韓国、「正義」のユーチューバーらが暴走 児童性犯罪者の出所トラブルで周辺住民は恐怖の日々
出所したチョ・ドゥスンを待っていたのは
そして、今年12年の刑期を終えたチョ・ドゥスンは12月12日に出所する運びとなった。出所するとはいえ、今後7年間GPS付き電子足輪の着用義務と、性犯罪者情報公開サイト「알림e」 に5年間の身元公開が義務付けられている。
当然のことながら、恐ろしい児童性犯罪者が出所することについて、世論は反対の声を上げ、2017年9月には、韓国大統領府のウェブサイトにある国民請願掲示板で「チョ・ドゥスン出所反対」の嘆願が上がり、なんと61万5千人もの国民が署名して話題を集めたほどだ。

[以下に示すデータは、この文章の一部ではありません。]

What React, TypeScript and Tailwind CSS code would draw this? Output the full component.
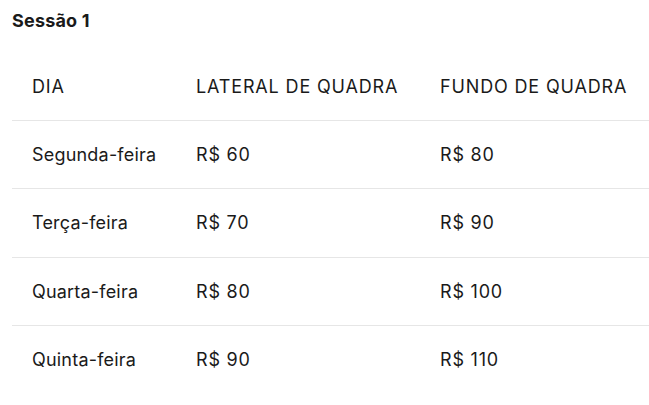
import React from "react";

const rows = [
  { c: ["Segunda-feira", "R$ 60", "R$ 80"], h: "h-[68px]" },
  { c: ["Terça-feira", "R$ 70", "R$ 90"], h: "h-[69px]" },
  { c: ["Quarta-feira", "R$ 80", "R$ 100"], h: "h-[68px]" },
  { c: ["Quinta-feira", "R$ 90", "R$ 110"], h: "h-[69px]" },
];

export default function App() {
  return (
    <div className="w-[649px] h-[405px] bg-white overflow-hidden text-[#1a1a1a]" style={{ fontFamily: "Inter, 'Noto Sans', sans-serif" }}>
      <div className="pl-3 pt-[8px]">
        <h2 className="text-[18px] font-bold leading-[26px] tracking-[0.2px]">Sessão 1</h2>
        <div className="mt-[19px] w-[660px]">
          <div className="flex h-[67px] items-center text-[18px] leading-[24px] tracking-[0.85px]">
            <div className="w-[164px] pl-5">DIA</div>
            <div className="w-[244px] pl-5">LATERAL DE QUADRA</div>
            <div className="pl-5">FUNDO DE QUADRA</div>
          </div>
          {rows.map((r, i) => (
            <div key={i} className={`flex ${r.h} items-center border-t border-[#e6e6e6] text-[18px] leading-[24px]`}>
              <div className="w-[164px] pl-5 tracking-[0.2px]">{r.c[0]}</div>
              <div className="w-[244px] pl-5 tracking-[0.8px]">{r.c[1]}</div>
              <div className="pl-5 tracking-[0.8px]">{r.c[2]}</div>
            </div>
          ))}
        </div>
      </div>
    </div>
  );
}
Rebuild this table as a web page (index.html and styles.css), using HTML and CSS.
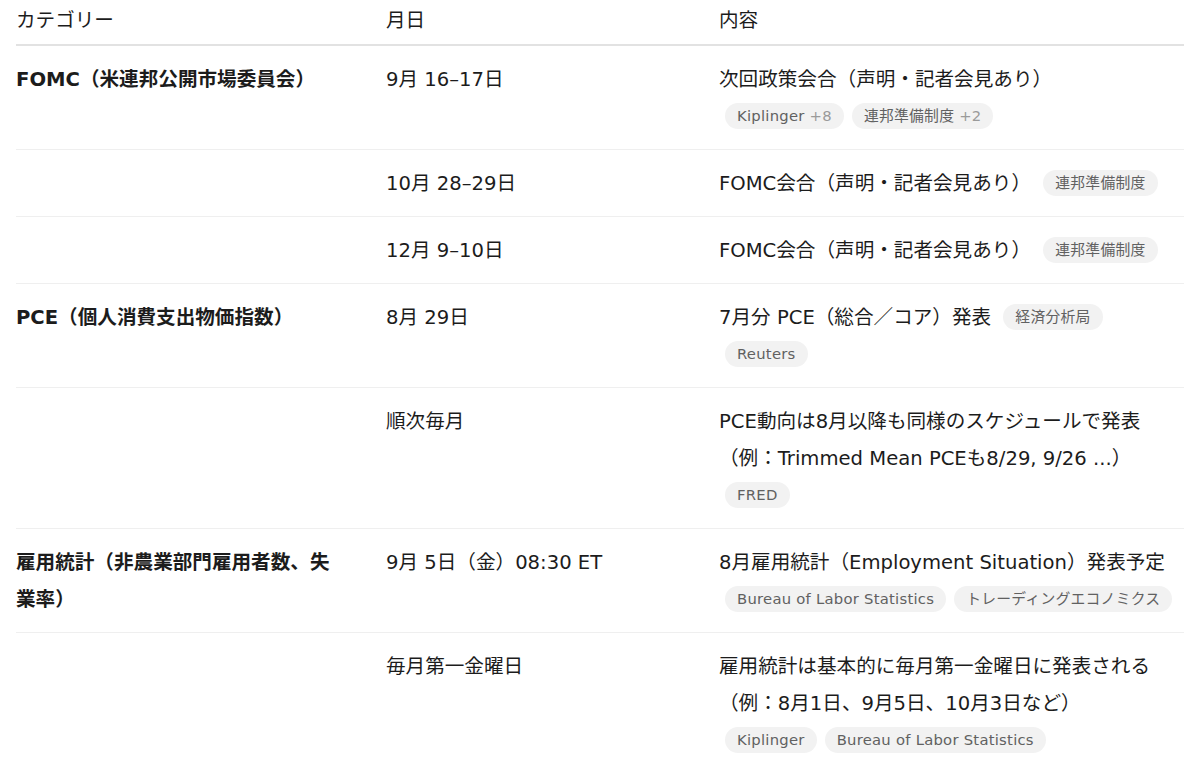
FILE: index.html
```html
<!DOCTYPE html>
<html lang="ja">
<head>
<meta charset="utf-8">
<title>経済指標スケジュール</title>
<link rel="stylesheet" href="styles.css">
</head>
<body>
<div class="wrap">
<table class="sched">
  <colgroup>
    <col class="c1"><col class="c2"><col class="c3">
  </colgroup>
  <thead>
    <tr><th>カテゴリー</th><th>月日</th><th>内容</th></tr>
  </thead>
  <tbody>
    <tr>
      <td class="cat">FOMC（米連邦公開市場委員会）</td>
      <td>9月 16–17日</td>
      <td>次回政策会合（声明・記者会見あり） <span class="grp"><span class="chip">Kiplinger <span class="more">+8</span></span><span class="chip">連邦準備制度 <span class="more">+2</span></span></span></td>
    </tr>
    <tr>
      <td class="cat"></td>
      <td>10月 28–29日</td>
      <td>FOMC会合（声明・記者会見あり） <span class="grp"><span class="chip">連邦準備制度</span></span></td>
    </tr>
    <tr>
      <td class="cat"></td>
      <td>12月 9–10日</td>
      <td>FOMC会合（声明・記者会見あり） <span class="grp"><span class="chip">連邦準備制度</span></span></td>
    </tr>
    <tr>
      <td class="cat">PCE（個人消費支出物価指数）</td>
      <td>8月 29日</td>
      <td>7月分 PCE（総合／コア）発表 <span class="grp"><span class="chip">経済分析局</span></span><br><span class="grp"><span class="chip">Reuters</span></span></td>
    </tr>
    <tr>
      <td class="cat"></td>
      <td>順次毎月</td>
      <td>PCE動向は8月以降も同様のスケジュールで発表<br>（例：Trimmed Mean PCEも8/29, 9/26 ...） <span class="grp"><span class="chip">FRED</span></span></td>
    </tr>
    <tr>
      <td class="cat">雇用統計（非農業部門雇用者数、失業率）</td>
      <td>9月 5日（金）08:30 ET</td>
      <td>8月雇用統計（Employment Situation）発表予定 <span class="grp"><span class="chip">Bureau of Labor Statistics</span><span class="chip">トレーディングエコノミクス</span></span></td>
    </tr>
    <tr>
      <td class="cat"></td>
      <td>毎月第一金曜日</td>
      <td>雇用統計は基本的に毎月第一金曜日に発表される<br>（例：8月1日、9月5日、10月3日など） <span class="grp"><span class="chip">Kiplinger</span><span class="chip">Bureau of Labor Statistics</span></span></td>
    </tr>
  </tbody>
</table>
</div>
</body>
</html>
```

FILE: styles.css
```css
html, body {
  margin: 0;
  padding: 0;
  background: #ffffff;
}

body {
  font-family: "DejaVu Sans", "Noto Sans CJK JP", sans-serif;
  color: #1c1c1c;
  font-size: 19.6px;
  line-height: 37px;
}

.wrap {
  padding: 0 16px;
}

.sched {
  width: 100%;
  border-collapse: collapse;
  table-layout: fixed;
}

.c1 { width: 370px; }
.c2 { width: 333px; }
.c3 { width: auto; }

.sched th {
  text-align: left;
  font-weight: 400;
  padding: 2px 46px 5px 0;
  border-bottom: 2px solid #e2e2e2;
  vertical-align: top;
}

.sched th:last-child { padding-right: 0; }

.sched td {
  padding: 15px 46px 14px 0;
  vertical-align: top;
  border-bottom: 1px solid #efefef;
}

.sched td:last-child { padding-right: 0; }

.sched tbody tr:last-child td { border-bottom: none; }

.cat {
  font-weight: 600;
}

.grp {
  display: inline-flex;
  white-space: nowrap;
  vertical-align: middle;
  gap: 8px;
  margin-left: 6px;
  position: relative;
  top: -2px;
}

.chip {
  display: inline-block;
  background: #f2f2f2;
  color: #616161;
  font-weight: 400;
  font-size: 14.8px;
  letter-spacing: 0.25px;
  line-height: 26px;
  height: 26px;
  padding: 0 12px;
  border-radius: 13px;
}

.more {
  color: #9a9a9a;
}
```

しかし確定して既に執行中の刑期を変更できるわけもなく、チョ・ドゥスンは犯行から12年後となるこの12月12日未明、刑期を終えてソウル南部刑務所を出所、自宅のある安山市に戻ることとなった。
出所当日の12日、チョ・ドゥスンの乗った車が出てくると、多くの市民が車を取り囲み、ユーチューバーやその他動画配信者が生配信を始めた。一部の若者は車の上に乗り、飛び跳ね、またあるユーチューバーは車を足で蹴って壊そうとした。
アンサン警察署は20日、公務執行妨害及び共用物損壊疑いで拘束令状を申請したと明らかにした。さらに、警察は、チョ・ドゥスンに対して報復を予告し話題になった格闘技選手と、ユーチューバー2人も同じ疑いで調査した後、令状申請可否を決める方針であるという。
また、チョ・ドゥスンの自宅周辺にも多くの人が取り囲み、出所日数日前から警察がガードしなければならない状態だった。警察は、家の前で騒ぎを起こした20代の若者8人を騒乱行為と公務執行妨害などの疑いで調査し立件するとしている。
その他、警備の警察に喧嘩を売るような行為や、家の裏のガス管から壁を上って侵入しようとした者など、その行為はエスカレートしていった。出所の日に、近隣の住民からアンサン警察所へ、騒音などチョ・ドゥスン騒動に関連した通報は午前中だけで100件近くも上ったという。
騒ぎに乗じて再生回数稼ぐ動画配信
今回の騒ぎは、市民の怒りはもちろんだが、10〜20代の若者が中心となって騒ぎを起こしていたようにみえる。特にライブ中継をする人などユーチューバーたちが暴走している状態だ。
動画サイト「アフリカTV」は、韓国で人気の高い個人配信サイトだが、ある配信者はチョ・ドゥスンの生配信を3日間行い、放送中の広告収入でなんと1700万ウォンも稼いだという。
この配信者は、その後「この広告収入はアンサン市へ寄付する」と公表したが、このようにチョ・ドゥスンの出所を利用し大金を稼いだ配信者は大勢いただろう。